Strength for the Future

Larger or higher numbers of conductors are going to be needed if we are indeed to electrify society as a whole, covering urban, suburban and rural areas. Batteries and local generation may eventually reduce the need for the grid to provide peak power as frequently. Instead, the consumer will dip into local storage to fill their needs. One issue with this scenario is that if consumers in the northern half of the United States or almost anywhere in Canada rely purely on solar but have only a day or two of battery capacity, they will need up to 20 times more generation to be fully independent of the grid.

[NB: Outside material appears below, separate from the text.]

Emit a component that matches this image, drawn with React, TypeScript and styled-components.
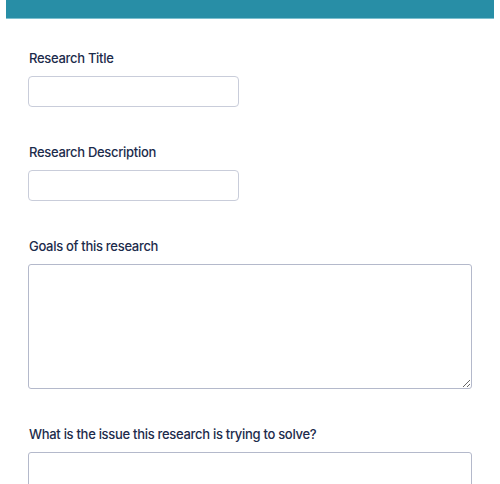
import React from 'react';
import styled, { createGlobalStyle } from 'styled-components';

const GlobalStyle = createGlobalStyle`
  body {
    margin: 0;
    background: #ffffff;
    font-family: Inter, "Noto Sans", sans-serif;
  }
`;

const Page = styled.div`
  width: 500px;
  height: 484px;
  overflow: hidden;
  background: #ffffff;
`;

const TopBar = styled.div`
  margin: 0 6px;
  height: 18px;
  background: #288ea6;
  border-bottom: 1px solid #7cbfcf;
`;

const Form = styled.form`
  display: flex;
  flex-direction: column;
  gap: 37px;
  padding: 31px 28px 0 28px;
`;

const Field = styled.div`
  display: flex;
  flex-direction: column;
  gap: 10px;
`;

const Label = styled.label`
  display: block;
  padding-left: 1px;
  font-size: 13px;
  line-height: 16px;
  font-weight: 500;
  letter-spacing: -0.3px;
  color: #1c2b4b;
`;

const TextInput = styled.input`
  box-sizing: border-box;
  width: 211px;
  height: 31px;
  border: 1px solid #c9cdda;
  border-radius: 4px;
  background: #ffffff;
  outline: none;
  font-family: inherit;
`;

const TextArea = styled.textarea`
  box-sizing: border-box;
  width: 444px;
  height: 125px;
  border: 1.5px solid #b4b9cb;
  border-radius: 3px;
  background: #ffffff;
  outline: none;
  resize: vertical;
  font-family: inherit;
`;

const fields = [
  { label: 'Research Title', kind: 'input' },
  { label: 'Research Description', kind: 'input' },
  { label: 'Goals of this research', kind: 'area' },
  { label: 'What is the issue this research is trying to solve?', kind: 'area' },
];

export default function App() {
  return (
    <Page>
      <GlobalStyle />
      <TopBar />
      <Form>
        {fields.map((f, i) => (
          <Field key={i}>
            <Label htmlFor={`f${i}`}>{f.label}</Label>
            {f.kind === 'input' ? <TextInput id={`f${i}`} type="text" /> : <TextArea id={`f${i}`} />}
          </Field>
        ))}
      </Form>
    </Page>
  );
}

Expecting that most single-family homes can be independent is difficult to imagine based on size and cost of doing so with solar alone. In cities it is even harder to imagine, as space does not exist in urban areas to produce all the power needed locally from solar. The taller the average building in a city, the more power will have to be made elsewhere and brought into the city by a grid of some sort. Planning on more or larger conductors being required to support society is a prudent idea.

Too often, providing a temporary generation feed into a circuit requires on-the-spot engineering work. This work, in many cases, delays the temporary hookups that would return some customers to service. Planning for and creating jumper points both in the overhead and underground systems is recommended. This will allow a crew to quickly choose a site for temporary generation and install it. It also provides operators and dispatchers with known points of interconnection.

It takes a lot more than what is covered here to build strength into a modernized grid. But using these tools and others more specialized to serve particular regions and situations can allow utilities to begin the journey down the path to a strong, smart and sustainable grid of the future.